Oklahoma State Capitol

Senator George Young (D-Oklahoma City) filed Senate Bill 1184. The bill would require a racial impact statement for any Senate or House bill that does any of the following: creates a new offense; significantly changes an existing offense; changes the penalty for an existing offense; or changes existing sentencing, parole or probation procedures.

Also, SB 1184 requires that a racial impact statement has to be filed with a committee’s chairman for a criminal justice bill to be heard in the committee. A new racial impact statement would need to be prepared if the bill is amended, according to a Oklahoma State Senate news release.

Young says minorities are disproportionately impacted by Oklahoma’s criminal justice system. He says state leaders need to reform how criminal justice decisions are made by analyzing the impact of proposed legislation on minorities through racial impact statements.

“Incarceration disparities lead to generational cycles of trauma and economic disadvantage,” Young said. “A racial impact statement would allow lawmakers a chance to identify any discriminatory impact toward minority groups. The goal is to reduce the gap of racial and ethnic disparities.”

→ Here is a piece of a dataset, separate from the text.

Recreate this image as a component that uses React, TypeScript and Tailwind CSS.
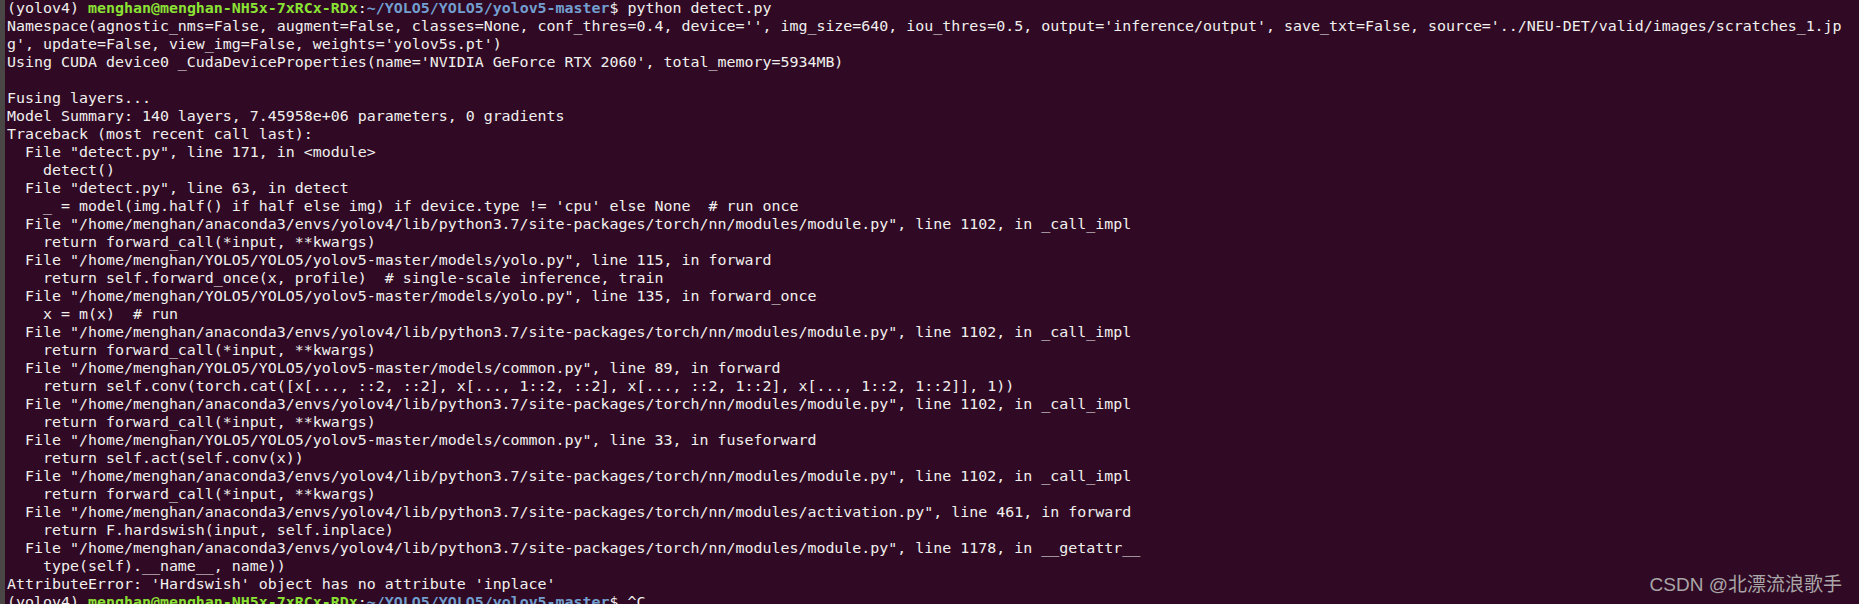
const mod = '  File "/home/menghan/anaconda3/envs/yolov4/lib/python3.7/site-packages/torch/nn/modules/module.py", line 1102, in _call_impl';
const fwd = '    return forward_call(*input, **kwargs)';

const lines: string[] = [
  "Namespace(agnostic_nms=False, augment=False, classes=None, conf_thres=0.4, device='', img_size=640, iou_thres=0.5, output='inference/output', save_txt=False, source='../NEU-DET/valid/images/scratches_1.jp",
  "g', update=False, view_img=False, weights='yolov5s.pt')",
  "Using CUDA device0 _CudaDeviceProperties(name='NVIDIA GeForce RTX 2060', total_memory=5934MB)",
  '',
  'Fusing layers...',
  'Model Summary: 140 layers, 7.45958e+06 parameters, 0 gradients',
  'Traceback (most recent call last):',
  '  File "detect.py", line 171, in <module>',
  '    detect()',
  '  File "detect.py", line 63, in detect',
  "    _ = model(img.half() if half else img) if device.type != 'cpu' else None  # run once",
  mod,
  fwd,
  '  File "/home/menghan/YOLO5/YOLO5/yolov5-master/models/yolo.py", line 115, in forward',
  '    return self.forward_once(x, profile)  # single-scale inference, train',
  '  File "/home/menghan/YOLO5/YOLO5/yolov5-master/models/yolo.py", line 135, in forward_once',
  '    x = m(x)  # run',
  mod,
  fwd,
  '  File "/home/menghan/YOLO5/YOLO5/yolov5-master/models/common.py", line 89, in forward',
  '    return self.conv(torch.cat([x[..., ::2, ::2], x[..., 1::2, ::2], x[..., ::2, 1::2], x[..., 1::2, 1::2]], 1))',
  mod,
  fwd,
  '  File "/home/menghan/YOLO5/YOLO5/yolov5-master/models/common.py", line 33, in fuseforward',
  '    return self.act(self.conv(x))',
  mod,
  fwd,
  '  File "/home/menghan/anaconda3/envs/yolov4/lib/python3.7/site-packages/torch/nn/modules/activation.py", line 461, in forward',
  '    return F.hardswish(input, self.inplace)',
  '  File "/home/menghan/anaconda3/envs/yolov4/lib/python3.7/site-packages/torch/nn/modules/module.py", line 1178, in __getattr__',
  '    type(self).__name__, name))',
  "AttributeError: 'Hardswish' object has no attribute 'inplace'",
];

function Prompt({ cmd }: { cmd: string }) {
  return (
    <div className="h-[18px]">
      (yolov4) <span className="font-bold text-[#8ae234]">menghan@menghan-NH5x-7xRCx-RDx</span>:
      <span className="font-bold text-[#729fcf]">~/YOLO5/YOLO5/yolov5-master</span>${cmd}
    </div>
  );
}

export default function App() {
  return (
    <div className="relative flex h-[604px] w-full overflow-hidden bg-[#300a24]">
      <div className="w-[5px] shrink-0 bg-[#4a4646]" />
      <div
        className="-mt-[1px] pl-[2px] text-[14.95px] leading-[18px] whitespace-pre text-[#f0f0ee]"
        style={{ fontFamily: '"DejaVu Sans Mono", "Liberation Mono", monospace' }}
      >
        <Prompt cmd=" python detect.py" />
        {lines.map((l, i) => (
          <div key={i} className="h-[18px]">
            {l}
          </div>
        ))}
        <Prompt cmd=" ^C" />
      </div>
      <div
        className="absolute right-[17px] bottom-[10px] text-[19px] leading-none text-[#aaa6a8]"
        style={{ fontFamily: '"Liberation Sans", "Noto Sans CJK SC", sans-serif' }}
      >
        CSDN @北漂流浪歌手
      </div>
    </div>
  );
}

Under SB 1184,  the Oklahoma Statistical Analysis Center at the Oklahoma State Bureau of Investigation – with help from the Department of Mental Health and Substance Abuse Services and the Office of Juvenile Affairs – would draft each racial impact statement.

The bill requires that racial impact statements include the following: the estimated number of criminal cases per year the legislation would affect; the impact of the bill on a minority; and the impact of the bill upon correctional facilities and services.

Iowa, Connecticut, Florida, Oregon and New Jersey have already implemented racial impact statements, and similar legislation has been introduced in eight other states, according to the news release.

“Oklahoma has the highest rate of black incarceration in the country,” Young said. “Hispanics and Native Americans are also overrepresented in our Oklahoma prisons. Adding racial impact statements is vital to addressing these disparities in our criminal justice system.”